Je m'appuie, ici, pour rédiger cet hommage, sur des notes prises lors d'une rencontre poétique au Festival de Poésie de Sète, le 22 juillet 2013, qui se déroulait dans une cour privée de la ville, située rue du Génie. Elle y évoquait très spontanément ces moments hors de la vie :
l'importance de très petites choses, "choses négligeables" pour certains, mais qui m'en disaient beaucoup. Allongée, que j'étais,  je voyais le menton des gens, auquel ils ne prennent pas garde et qui m'en disait beaucoup cependant !

De façon générale, nous ne faisons pas assez attention à la vie particulière interne de notre corps, ajoutait-t-elle. Quel rapport avec l'extérieur m'offre mon corps ? Les battements et impulsions intimes nous ne les connaîtrons pas de notre vivant; on n'expose pas de gens vivants grands ouverts…
Allez aux choses les plus simples pour exprimer leur vigueur oubliée à force de savoir et de politesse.
La vigueur de la vie est partout, elle est plus forte que la vie des hommes; entre les grilles qui enserrent les arbres, jaillissent des fleurs ou des arbres.

À la question: "Quel est le pouvoir du poète par rapport à ce monde ?" elle répondait : j'écris de la poésie pour vivre ! Le mot mort peut changer quelque chose quand on est sur le point de mourir.

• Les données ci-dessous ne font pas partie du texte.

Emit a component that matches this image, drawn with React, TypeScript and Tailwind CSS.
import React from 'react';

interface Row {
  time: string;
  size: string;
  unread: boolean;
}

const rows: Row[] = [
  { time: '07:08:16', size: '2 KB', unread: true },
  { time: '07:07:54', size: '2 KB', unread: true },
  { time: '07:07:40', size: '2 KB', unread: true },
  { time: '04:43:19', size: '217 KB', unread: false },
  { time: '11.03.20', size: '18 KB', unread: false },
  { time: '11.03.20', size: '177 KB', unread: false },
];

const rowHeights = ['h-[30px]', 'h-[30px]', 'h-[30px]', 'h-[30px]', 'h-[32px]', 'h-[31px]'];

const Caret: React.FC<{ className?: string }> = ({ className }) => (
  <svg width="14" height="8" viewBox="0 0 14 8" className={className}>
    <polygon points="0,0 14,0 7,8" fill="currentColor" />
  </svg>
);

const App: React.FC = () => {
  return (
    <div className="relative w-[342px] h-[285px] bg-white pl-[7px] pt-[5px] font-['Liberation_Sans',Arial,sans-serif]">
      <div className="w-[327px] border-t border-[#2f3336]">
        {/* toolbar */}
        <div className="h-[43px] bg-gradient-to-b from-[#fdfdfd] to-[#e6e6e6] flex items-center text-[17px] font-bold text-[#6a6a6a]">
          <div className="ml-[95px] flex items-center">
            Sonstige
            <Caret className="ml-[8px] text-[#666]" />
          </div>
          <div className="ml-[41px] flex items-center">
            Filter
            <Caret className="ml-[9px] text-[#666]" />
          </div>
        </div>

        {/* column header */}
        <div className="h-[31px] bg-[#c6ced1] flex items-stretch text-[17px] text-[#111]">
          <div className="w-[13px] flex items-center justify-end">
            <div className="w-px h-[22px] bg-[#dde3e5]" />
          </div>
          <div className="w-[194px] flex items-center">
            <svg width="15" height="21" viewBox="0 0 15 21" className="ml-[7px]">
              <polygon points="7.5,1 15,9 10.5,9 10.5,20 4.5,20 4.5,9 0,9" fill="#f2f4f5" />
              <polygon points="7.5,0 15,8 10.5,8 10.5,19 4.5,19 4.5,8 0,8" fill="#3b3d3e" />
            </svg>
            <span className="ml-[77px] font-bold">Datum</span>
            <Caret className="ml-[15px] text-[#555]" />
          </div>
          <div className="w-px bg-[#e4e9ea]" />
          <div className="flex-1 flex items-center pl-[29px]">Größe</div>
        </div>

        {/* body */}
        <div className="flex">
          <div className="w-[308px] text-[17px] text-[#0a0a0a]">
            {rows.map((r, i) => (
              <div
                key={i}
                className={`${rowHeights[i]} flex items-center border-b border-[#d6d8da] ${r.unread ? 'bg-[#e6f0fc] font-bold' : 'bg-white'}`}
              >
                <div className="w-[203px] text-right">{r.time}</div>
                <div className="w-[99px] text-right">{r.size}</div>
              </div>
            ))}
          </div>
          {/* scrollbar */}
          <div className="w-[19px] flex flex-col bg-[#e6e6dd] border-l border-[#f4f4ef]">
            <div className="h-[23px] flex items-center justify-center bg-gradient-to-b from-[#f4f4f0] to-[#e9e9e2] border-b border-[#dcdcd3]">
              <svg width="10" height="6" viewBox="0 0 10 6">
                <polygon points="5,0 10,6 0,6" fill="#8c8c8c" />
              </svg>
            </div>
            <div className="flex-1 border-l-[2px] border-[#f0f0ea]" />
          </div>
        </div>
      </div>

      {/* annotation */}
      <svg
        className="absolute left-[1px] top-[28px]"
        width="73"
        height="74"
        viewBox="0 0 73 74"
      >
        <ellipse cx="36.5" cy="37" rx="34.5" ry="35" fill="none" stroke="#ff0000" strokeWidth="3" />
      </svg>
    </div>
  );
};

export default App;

Le mot amour habite la vie, il est exceptionnel !
Le fait que le monde soit parcouru d'énergies, le langage avec ses douceurs et ses duretés ressemble à ce que nous pouvons tirer de mieux de la vie; le vrai langage pour moi, c'est la poésie. Il soutient !

La mort, notre lot à tous, elle la regardait droit dans les yeux et ne mâchait pas ses mots à son propos, comme en témoigne encore ce poème, tiré de Figures de la terre :

         Accompagnateur de fin de vie,

         je n'invente pas cette qualification.

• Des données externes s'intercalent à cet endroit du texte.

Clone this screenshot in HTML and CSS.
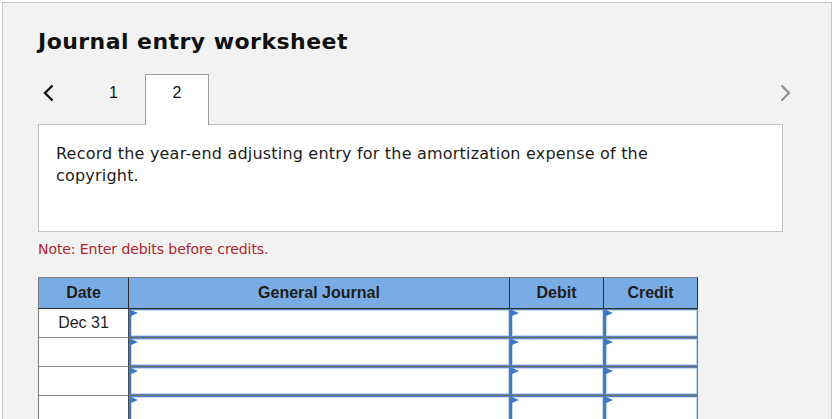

         Elle était notée dans un livre, à la suite d'un poème,
         comme son auteur parlerait d'un métier, d'une recherche,
         ou, pour mieux dire, d'un passe-temps,
         qui
         dans l'espèce
         mériterait absolument ce nom…( "Passe, temps,
         crève, finis, temps…)

         Faire passer le temps de vie, comme on fait passer
         un vice, une envie !

         – Allons, ce n'était pas si bien, l'existence,
         recensons-la, plions-la, rangeons-la proprement…
 
         Pour la suite, voyez solutions en tout genre :
         paradis, oubli, nouvelle incarnation, souvenir
         éternel, il y a beaucoup de choix !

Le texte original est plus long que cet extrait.